Ганнибал смутился. Это было неожиданное решение со стороны Уилла… и хорошо, что он не сделал ничего, что Уилл мог неправильно понять. Вернее, правильно понять.

- Я согласен носить то, что вы скажете, делать то, что вы хотите, только дайте мне этот препарат, - попросил Уилл, погруженный в свое отчаяние и неприязнь к самому себе.

- Вы хотите забыть обо всем?

- Да, - Уилл отвел взгляд, - чтоб можно было спокойно ходить по улицам, не натыкаясь на свое прошлое.

- Ваше сознание не будет таким ясным.

- Наплевать. Оно редко бывает ясным, невелика потеря.

- Хорошо, - кивнул Ганнибал, - если вы просите.

Он развернулся и пошел вниз по лестнице.
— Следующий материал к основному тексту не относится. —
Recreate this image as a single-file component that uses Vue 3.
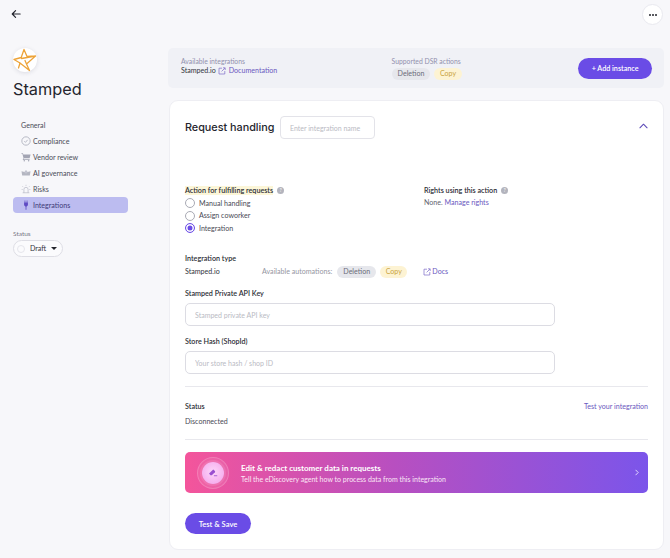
<script setup>
const navItems = [
  { label: 'General', icon: '' },
  { label: 'Compliance', icon: 'check' },
  { label: 'Vendor review', icon: 'cart' },
  { label: 'AI governance', icon: 'crown' },
  { label: 'Risks', icon: 'risk' },
  { label: 'Integrations', icon: 'plug', active: true }
]
const actions = [
  { label: 'Manual handling' },
  { label: 'Assign coworker' },
  { label: 'Integration', checked: true }
]
</script>

<template>
  <div class="page">
    <header class="topbar">
      <svg class="back" width="10" height="10" viewBox="0 0 12 12" fill="none" stroke="#23242c" stroke-width="1.4" stroke-linecap="round" stroke-linejoin="round">
        <path d="M11 6H1.5M5.5 2 1.5 6l4 4" />
      </svg>
      <button class="more"><span></span><span></span><span></span></button>
    </header>

    <div class="layout">
      <aside class="sidebar">
        <div class="logo">
          <svg width="24" height="24" viewBox="0 0 24 24" fill="none" stroke="#eda338" stroke-width="1.3" stroke-linejoin="round" stroke-linecap="round">
            <path d="M11 1.5 8.2 9.5 1 11.5l6 3.5L5.5 20M11 1.5l3 7 8.5-.5-9 8-1.5-3.5M8.5 10.5l14-2.5M13.5 16l3 6.5L7 15" />
          </svg>
        </div>
        <h1 class="brand">Stamped</h1>
        <nav class="nav">
          <div v-for="item in navItems" :key="item.label" class="nav-item" :class="{ active: item.active, plain: !item.icon }">
            <svg v-if="item.icon === 'check'" viewBox="0 0 11 11" fill="none" stroke="#a3a5b3" stroke-width=".8"><circle cx="5.5" cy="5.5" r="4.6" /><path d="m3.6 5.7 1.3 1.3 2.4-2.8" /></svg>
            <svg v-if="item.icon === 'cart'" viewBox="0 0 11 11" fill="#a3a5b3"><path d="M.5 1.5h1.7l.3 1.2H10.5L9.5 6.8H3.5L2.9 8h6.6v.8H1.8l1-2-1.2-4.5H.5z" /><circle cx="3.6" cy="9.7" r=".8" /><circle cx="8.4" cy="9.7" r=".8" /></svg>
            <svg v-if="item.icon === 'crown'" viewBox="0 0 12 11" fill="#a3a5b3"><path d="M6 2 7.8 4.2 11.4 3.5 10.6 8.4H1.4L.6 3.5 4.2 4.2z" opacity=".8" /><circle cx="6" cy="4.6" r="1.6" fill="#c3c4d0" /></svg>
            <svg v-if="item.icon === 'risk'" viewBox="0 0 12 12" fill="none" stroke="#b3b5c2" stroke-width=".8"><path d="M3.5 10.5V6.5a2.5 2.5 0 0 1 5 0v4M2 10.5h8M6 1v1.2M1.8 2.8l.9.9M10.2 2.8l-.9.9M.8 6.6H2M10 6.6h1.2" /></svg>
            <svg v-if="item.icon === 'plug'" viewBox="0 0 11 12" fill="#5f4bc4"><path d="M3.8.6h.9v2.5h1.6V.6h.9v2.5h.6v3.2L6 8v3.6H5V8L3.2 6.3V3.1h.6z" /></svg>
            <span>{{ item.label }}</span>
          </div>
        </nav>
        <div class="status-label">Status</div>
        <div class="status-pill">
          <span class="status-dot"></span>
          <span>Draft</span>
          <span class="caret"></span>
        </div>
      </aside>

      <main class="content">
        <section class="infobar">
          <div class="info-col">
            <div class="info-title">Available integrations</div>
            <div class="info-line">
              <span class="dark">Stamped.io</span>
              <svg class="ext" width="8" height="8" viewBox="0 0 8 8" fill="none" stroke="#7c6bc9" stroke-width=".7"><path d="M4 1.2H1v5.8h5.8V4M3.6 4.4 7 1M5 .8h2.2V3" /></svg>
              <a class="link">Documentation</a>
            </div>
          </div>
          <div class="info-col dsr">
            <div class="info-title">Supported DSR actions</div>
            <div class="tags">
              <span class="tag grey">Deletion</span>
              <span class="tag yellow">Copy</span>
            </div>
          </div>
          <button class="btn add">+ Add instance</button>
        </section>

        <section class="card">
          <div class="card-head">
            <h2>Request handling</h2>
            <input class="name-input" placeholder="Enter integration name" />
            <svg class="chevron" width="9" height="6" viewBox="0 0 10 6" fill="none" stroke="#5d4bb8" stroke-width="1.2" stroke-linecap="round" stroke-linejoin="round"><path d="M1 5 5 1l4 4" /></svg>
          </div>

          <div class="action-row">
            <div class="action-left">
              <div class="label-line spaced">
                <span class="label highlight">Action for fulfilling requests</span>
                <span class="help">?</span>
              </div>
              <label v-for="a in actions" :key="a.label" class="radio-row">
                <span class="radio" :class="{ on: a.checked }"></span>
                {{ a.label }}
              </label>
            </div>
            <div class="action-right">
              <div class="label-line">
                <span class="label">Rights using this action</span>
                <span class="help">?</span>
              </div>
              <div class="rights">None. <a class="link">Manage rights</a></div>
            </div>
          </div>

          <div class="type-block">
            <div class="label">Integration type</div>
            <div class="type-row">
              <span class="type-name">Stamped.io</span>
              <span class="muted">Available automations:</span>
              <span class="tag grey">Deletion</span>
              <span class="tag yellow">Copy</span>
              <svg class="ext docs-ext" width="8" height="8" viewBox="0 0 8 8" fill="none" stroke="#7c6bc9" stroke-width=".7"><path d="M4 1.2H1v5.8h5.8V4M3.6 4.4 7 1M5 .8h2.2V3" /></svg>
              <a class="link">Docs</a>
            </div>
          </div>

          <label class="label field-label first">Stamped Private API Key</label>
          <input class="field" placeholder="Stamped private API key" />
          <label class="label field-label">Store Hash (ShopId)</label>
          <input class="field" placeholder="Your store hash / shop ID" />

          <hr class="rule first-rule" />

          <div class="status-row">
            <span class="label">Status</span>
            <a class="link">Test your integration</a>
          </div>
          <div class="disconnected">Disconnected</div>

          <hr class="rule second-rule" />

          <div class="banner">
            <div class="halo">
              <div class="halo-inner">
                <svg width="12" height="12" viewBox="0 0 14 14" fill="none">
                  <path d="M2.4 7.6 6.6 3.4a1 1 0 0 1 1.4 0l1.2 1.2a1 1 0 0 1 0 1.4L5.6 9.6H4z" fill="#9a4fd0" />
                  <path d="M8.5 10.2h3" stroke="#9a4fd0" stroke-width="1" stroke-linecap="round" />
                </svg>
              </div>
            </div>
            <div class="banner-text">
              <div class="banner-title">Edit &amp; redact customer data in requests</div>
              <div class="banner-sub">Tell the eDiscovery agent how to process data from this integration</div>
            </div>
            <svg class="banner-arrow" width="4" height="7" viewBox="0 0 5 8" fill="none" stroke="#f0e8ff" stroke-width="1.1" stroke-linecap="round" stroke-linejoin="round"><path d="m1 1 3 3-3 3" /></svg>
          </div>

          <button class="btn save">Test &amp; Save</button>
        </section>
      </main>
    </div>
  </div>
</template>

<style>
html, body {
  margin: 0;
  background: #f7f7fa;
}
</style>

<style scoped>
.page {
  width: 670px;
  height: 558px;
  overflow: hidden;
  background: #f7f7fa;
  font-family: Lato, "Liberation Sans", sans-serif;
  font-size: 7.1px;
  color: #33343d;
  box-sizing: border-box;
}
.topbar {
  height: 48px;
  display: flex;
  justify-content: space-between;
  align-items: flex-start;
  padding: 4px 7px 0 11px;
  box-sizing: border-box;
}
.back {
  margin-top: 5px;
}
.more {
  width: 21px;
  height: 21px;
  border: 1px solid #e9e9ef;
  border-radius: 50%;
  background: #fff;
  display: flex;
  align-items: center;
  justify-content: center;
  gap: 1px;
  padding: 0;
}
.more span {
  width: 2px;
  height: 2px;
  border-radius: 50%;
  background: #23242c;
}
.layout {
  display: flex;
  padding-left: 13px;
}
.sidebar {
  width: 115px;
  margin-right: 41px;
}
.logo {
  width: 24px;
  height: 24px;
  border-radius: 50%;
  background: #fff;
  box-shadow: 0 1px 4px rgba(60, 60, 90, 0.15);
}
.brand {
  font-family: Inter, "Open Sans", sans-serif;
  font-weight: 400;
  font-size: 16.3px;
  line-height: 22px;
  margin: 6px 0 0;
  color: #24252d;
}
.nav {
  margin-top: 17px;
}
.nav-item {
  height: 16px;
  display: flex;
  align-items: center;
  gap: 2px;
  padding-left: 8px;
  border-radius: 4px;
  color: #4b4c58;
}
.nav-item svg {
  width: 10px;
  height: 10px;
  flex: none;
}
.nav-item.active {
  background: #bcbcf0;
  color: #3e3a78;
}
.status-label {
  margin-top: 16px;
  font-size: 6.5px;
  line-height: 10px;
  color: #777885;
}
.status-pill {
  margin-top: 1px;
  width: 50px;
  height: 17px;
  box-sizing: border-box;
  border: 1px solid #dedee5;
  border-radius: 9px;
  background: #fbfbfd;
  display: flex;
  align-items: center;
  padding-left: 3px;
  gap: 5px;
  color: #33343d;
}
.status-dot {
  width: 8px;
  height: 8px;
  border-radius: 50%;
  border: 1px solid #e6e6ec;
  box-sizing: border-box;
}
.caret {
  width: 0;
  height: 0;
  margin-left: 0;
  border-left: 3px solid transparent;
  border-right: 3px solid transparent;
  border-top: 3.5px solid #23242c;
}
.content {
  width: 495px;
  flex: none;
}
.infobar {
  height: 40px;
  border-radius: 5px;
  background: #f0f1f6;
  display: flex;
  align-items: flex-start;
  padding: 8px 12px 0 13px;
  box-sizing: border-box;
  margin-left: -1px;
}
.info-col {
  width: 211px;
}
.dsr {
  width: 187px;
}
.info-title {
  font-size: 6.8px;
  line-height: 10px;
  color: #9190ad;
}
.info-line {
  line-height: 10px;
  display: flex;
  align-items: center;
  gap: 2.5px;
}
.dark {
  color: #33343d;
}
.link {
  color: #6a58c0;
}
.tags {
  margin-top: 2px;
  display: flex;
  gap: 4px;
}
.tag {
  height: 12px;
  line-height: 12px;
  padding: 0 6px;
  border-radius: 6px;
}
.tag.grey {
  background: #e6e7ec;
  color: #6b6c78;
}
.tag.yellow {
  background: #fdf3d3;
  color: #c9a33f;
  padding: 0 5.5px;
}
.btn {
  border: 0;
  background: #6a4ce6;
  color: #fff;
  font-family: Lato, "Liberation Sans", sans-serif;
  font-weight: 600;
  border-radius: 11px;
  padding: 0;
}
.add {
  width: 74px;
  height: 21px;
  margin-top: 2px;
  font-size: 7.2px;
}
.card {
  margin-top: 12px;
  height: 450px;
  background: #fff;
  border-radius: 9px;
  border: 1px solid #eeeef3;
  box-sizing: border-box;
  padding: 15px 15px 0;
}
.card-head {
  display: flex;
  align-items: center;
  height: 23px;
}
.card-head h2 {
  font-family: Inter, "Open Sans", sans-serif;
  font-weight: 500;
  font-size: 10.8px;
  margin: 0 0 1px;
  width: 95px;
  color: #24252d;
}
.name-input {
  width: 95px;
  height: 23px;
  box-sizing: border-box;
  border: 1px solid #e3e3e9;
  border-radius: 4px;
  padding: 0 9px;
  font-family: Lato, "Liberation Sans", sans-serif;
  font-size: 7px;
  outline: none;
}
input::placeholder {
  color: #b9bac3;
}
.chevron {
  margin-left: auto;
  transform: translate(0, -2px);
}
.action-row {
  display: flex;
  margin-top: 46px;
  height: 66px;
}
.action-left {
  width: 239px;
}
.label-line {
  display: flex;
  align-items: center;
  gap: 4px;
  height: 11px;
}
.spaced {
  margin-bottom: 1px;
}
.label {
  font-size: 7.2px;
  font-weight: 600;
  color: #2d2e36;
}
.highlight {
  background: #fcf6d8;
}
.help {
  width: 7px;
  height: 7px;
  border-radius: 50%;
  background: #b3b4bd;
  color: #fff;
  font-size: 5px;
  line-height: 7px;
  text-align: center;
}
.radio-row {
  display: flex;
  align-items: center;
  gap: 4px;
  height: 12.6px;
  color: #494a55;
}
.radio {
  width: 10px;
  height: 10px;
  box-sizing: border-box;
  border: 1px solid #a9aab4;
  border-radius: 50%;
  background: #fff;
}
.radio.on {
  border-color: #6a4ce6;
  box-shadow: inset 0 0 0 1.5px #fff, inset 0 0 0 5px #6a4ce6;
}
.rights {
  margin-top: 1px;
  line-height: 11px;
  color: #62636f;
}
.type-block {
  margin-top: 2px;
}
.type-block > .label {
  display: block;
  line-height: 12px;
}
.type-row {
  display: flex;
  align-items: center;
  height: 13px;
}
.type-name {
  width: 77px;
  color: #33343d;
}
.muted {
  color: #95969f;
  margin-right: 5px;
}
.type-row .tag {
  margin-right: 4px;
}
.docs-ext {
  margin-left: 12px;
  margin-right: 1px;
}
.field-label {
  display: block;
  line-height: 11px;
}
.first {
  margin-top: 10px;
}
.field {
  display: block;
  width: 370px;
  height: 23px;
  box-sizing: border-box;
  border: 1px solid #dcdce3;
  border-radius: 5px;
  padding: 0 9px;
  margin-top: 4px;
  margin-bottom: 10px;
  font-family: Lato, "Liberation Sans", sans-serif;
  font-size: 7px;
  outline: none;
}
.rule {
  border: 0;
  border-top: 1px solid #e8e8ed;
  margin: 0;
  width: 463px;
}
.first-rule {
  margin-top: 12px;
}
.status-row {
  margin-top: 14px;
  display: flex;
  justify-content: space-between;
  width: 463px;
  line-height: 11px;
}
.disconnected {
  margin-top: 4px;
  line-height: 11px;
  color: #494a55;
}
.second-rule {
  margin-top: 12px;
}
.banner {
  margin-top: 12px;
  width: 463px;
  height: 41px;
  border-radius: 5px;
  background: linear-gradient(90deg, #f4559b 0%, #b84fc0 45%, #7b55ea 100%);
  display: flex;
  align-items: center;
  box-sizing: border-box;
  padding: 0 9px 0 12px;
  color: #fff;
}
.halo {
  width: 32px;
  height: 32px;
  border-radius: 50%;
  border: 1px solid rgba(255, 255, 255, 0.18);
  background: rgba(255, 255, 255, 0.08);
  box-sizing: border-box;
  display: flex;
  align-items: center;
  justify-content: center;
  flex: none;
}
.halo-inner {
  width: 22px;
  height: 22px;
  border-radius: 50%;
  background: radial-gradient(circle at 50% 45%, #fdd6fa, #f3a0ea);
  box-shadow: 0 0 0 2px rgba(255, 255, 255, 0.1);
  display: flex;
  align-items: center;
  justify-content: center;
}
.banner-text {
  margin-left: 12px;
  flex: 1;
}
.banner-title {
  font-size: 8px;
  font-weight: 700;
  line-height: 13px;
}
.banner-sub {
  font-size: 7px;
  line-height: 9px;
  color: #fbe6f6;
}
.save {
  display: block;
  margin-top: 20px;
  width: 66px;
  height: 21px;
  font-size: 7.6px;
}
</style>
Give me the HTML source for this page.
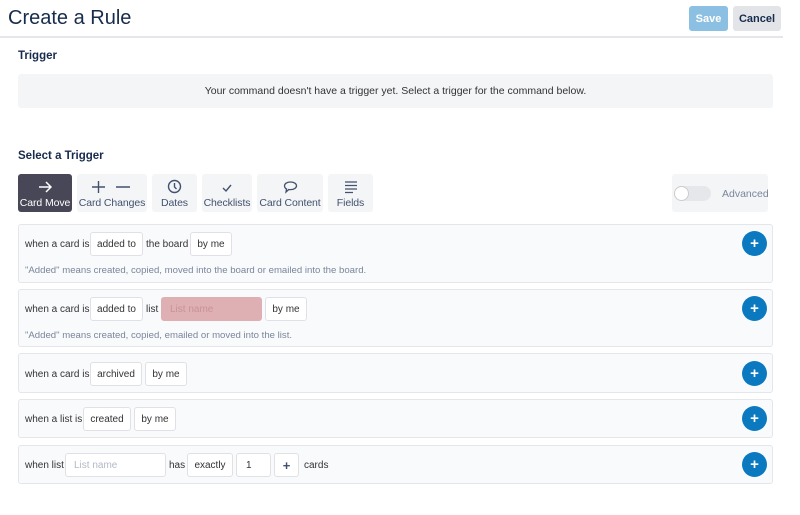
<!DOCTYPE html>
<html><head><style>
*{box-sizing:border-box;margin:0;padding:0}
body{width:800px;height:515px;background:#fff;font-family:"Liberation Sans",sans-serif;color:#172b4d;position:relative;overflow:hidden;white-space:nowrap}
.a{position:absolute}
.btn{position:absolute;border-radius:3px;font-size:11px;font-weight:bold;display:flex;align-items:center;justify-content:center}
.tb{position:absolute;top:174px;height:38px;background:#f4f5f7;border-radius:3px;color:#42526e;text-align:center}
.tb .ic{height:20px;display:flex;align-items:flex-end;justify-content:center}
.tb .lb{margin-top:3px;font-size:10.5px;letter-spacing:-0.1px}
.row{position:absolute;left:18px;width:755px;background:#f9fafc;border:1px solid #e4e6ea;border-radius:3px}
.t{position:absolute;font-size:10px;color:#333;margin-top:1px}
.box{position:absolute;background:#fff;border:1px solid #dfe1e6;border-radius:3px;height:24px;font-size:10px;color:#333;display:flex;align-items:center;justify-content:center}
.note{position:absolute;font-size:9.6px;color:#7a869a}
.plus{position:absolute;left:742px;width:25px;height:25px;border-radius:50%;background:#0b79bf;color:#fff;font-weight:bold;font-size:15px;display:flex;align-items:center;justify-content:center}
</style></head><body>
<div class="a" style="left:8px;top:7px;font-size:20px;color:#172b4d">Create a Rule</div>
<div class="a" style="left:0;top:36px;width:783px;height:2px;background:#e4e6ea"></div>
<div class="btn" style="left:689px;top:6px;width:39px;height:25px;background:#8cc0e2;color:#fff">Save</div>
<div class="btn" style="left:733px;top:6px;width:48px;height:25px;background:#e2e4e8;color:#172b4d">Cancel</div>
<div class="a" style="left:18px;top:50px;font-size:11.5px;font-weight:bold">Trigger</div>
<div class="a" style="left:18px;top:74px;width:755px;height:34px;background:#f4f5f7;border-radius:3px;font-size:10.5px;color:#333;text-align:center;line-height:34px">Your command doesn't have a trigger yet. Select a trigger for the command below.</div>
<div class="a" style="left:18px;top:150px;font-size:11.5px;font-weight:bold">Select a Trigger</div>

<div class="tb" style="left:18px;width:54px;background:#474757;color:#fff"><div class="ic"><svg width="14" height="14" viewBox="0 0 14 14" fill="none" stroke="#fff" stroke-width="1.5"><path d="M1 7h12M8 2l5 5-5 5"/></svg></div><div class="lb">Card Move</div></div>
<div class="tb" style="left:77px;width:70px"><div class="ic"><svg width="44" height="14" viewBox="0 0 44 14" fill="none" stroke="#42526e" stroke-width="1.4"><path d="M2 7h13M8.5 1v12M26 7h14"/></svg></div><div class="lb">Card Changes</div></div>
<div class="tb" style="left:152px;width:45px"><div class="ic"><svg width="15" height="15" viewBox="0 0 15 15" fill="none" stroke="#42526e" stroke-width="1.4"><circle cx="7.5" cy="7.5" r="6"/><path d="M7.5 4v4l2 2"/></svg></div><div class="lb">Dates</div></div>
<div class="tb" style="left:202px;width:50px"><div class="ic"><svg width="12" height="12" viewBox="0 0 12 12" fill="none" stroke="#42526e" stroke-width="1.4"><path d="M2 6l3 3 5-6"/></svg></div><div class="lb">Checklists</div></div>
<div class="tb" style="left:257px;width:66px"><div class="ic"><svg width="15" height="14" viewBox="0 0 15 14" fill="none" stroke="#42526e" stroke-width="1.3"><path d="M7.5 2c3.3 0 6 1.6 6 3.8s-2.7 3.8-6 3.8c-.6 0-1.2 0-1.7-.1L3 12l.5-3C2.2 8.3 1.5 7.1 1.5 5.8 1.5 3.6 4.2 2 7.5 2z"/></svg></div><div class="lb">Card Content</div></div>
<div class="tb" style="left:328px;width:45px"><div class="ic"><svg width="14" height="14" viewBox="0 0 14 14" fill="none" stroke="#42526e" stroke-width="1.3"><path d="M1 2h12M1 5.5h12M1 9h12M1 12.5h8"/></svg></div><div class="lb">Fields</div></div>
<div class="a" style="left:672px;top:174px;width:96px;height:38px;background:#f4f5f7;border-radius:3px"></div>
<div class="a" style="left:674px;top:186px;width:37px;height:15px;border-radius:8px;background:#e6e7ea"></div>
<div class="a" style="left:674px;top:186px;width:15px;height:15px;border-radius:50%;background:#fff;border:1px solid #ccc"></div>
<div class="a" style="left:722px;top:188px;font-size:10.5px;color:#7a869a">Advanced</div>

<div class="row" style="top:224px;height:59px"></div>
<div class="t" style="left:25px;top:238px">when a card is</div>
<div class="box" style="left:90px;top:232px;width:53px">added to</div>
<div class="t" style="left:146px;top:238px">the board</div>
<div class="box" style="left:190px;top:232px;width:42px">by me</div>
<div class="note" style="left:25px;top:265px">"Added" means created, copied, moved into the board or emailed into the board.</div>
<div class="plus" style="top:231px">+</div>

<div class="row" style="top:289px;height:58px"></div>
<div class="t" style="left:25px;top:303px">when a card is</div>
<div class="box" style="left:90px;top:297px;width:53px">added to</div>
<div class="t" style="left:146px;top:303px">list</div>
<div class="box" style="left:161px;top:297px;width:101px;background:#dfb0b3;border-color:#dfb0b3;color:#c79296;justify-content:flex-start;padding-left:8px">List name</div>
<div class="box" style="left:265px;top:297px;width:42px">by me</div>
<div class="note" style="left:25px;top:330px">"Added" means created, copied, emailed or moved into the list.</div>
<div class="plus" style="top:296px">+</div>

<div class="row" style="top:353px;height:40px"></div>
<div class="t" style="left:25px;top:368px">when a card is</div>
<div class="box" style="left:90px;top:362px;width:52px">archived</div>
<div class="box" style="left:145px;top:362px;width:42px">by me</div>
<div class="plus" style="top:361px">+</div>

<div class="row" style="top:399px;height:39px"></div>
<div class="t" style="left:25px;top:413px">when a list is</div>
<div class="box" style="left:83px;top:407px;width:48px">created</div>
<div class="box" style="left:134px;top:407px;width:42px">by me</div>
<div class="plus" style="top:406px">+</div>

<div class="row" style="top:445px;height:39px"></div>
<div class="t" style="left:25px;top:459px">when list</div>
<div class="box" style="left:65px;top:453px;width:101px;color:#b3b9c4;justify-content:flex-start;padding-left:8px">List name</div>
<div class="t" style="left:169px;top:459px">has</div>
<div class="box" style="left:187px;top:453px;width:46px">exactly</div>
<div class="box" style="left:236px;top:453px;width:35px;justify-content:flex-start;padding-left:9px">1</div>
<div class="box" style="left:274px;top:453px;width:25px;font-weight:bold;font-size:13px;color:#42526e">+</div>
<div class="t" style="left:304px;top:459px">cards</div>
<div class="plus" style="top:452px">+</div>
</body></html>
Включил верхний свет в гостиной, чересчур яркий после темноты холла, и подошел к комоду, в котором хранил домашнюю аптечку. Нейролептики тоже находились там.

Удивительно, что они оба сошлись на этом решении, что Уилл откровенно пожелал потерять часть себя, чтоб стать спокойным и счастливым. Ганнибал нахмурился, надрывая упаковку шприца. Эта его уверенность в провале, сознательный отказ от борьбы… с одной стороны, темное очарование болезни и слабости. С другой стороны – полный провал Ганнибала, как специалиста по работе с такими больными. Уилл был свято уверен в том, что у Ганнибала ничего не выйдет в терапии. Он был заранее уверен.

Мысль была донельзя неприятной, Ганнибал не мог выбросить ее из головы. Он прикусил губу, аккуратно надламывая ампулу, и Уилл, который подошел ближе, заметил выражение его лица.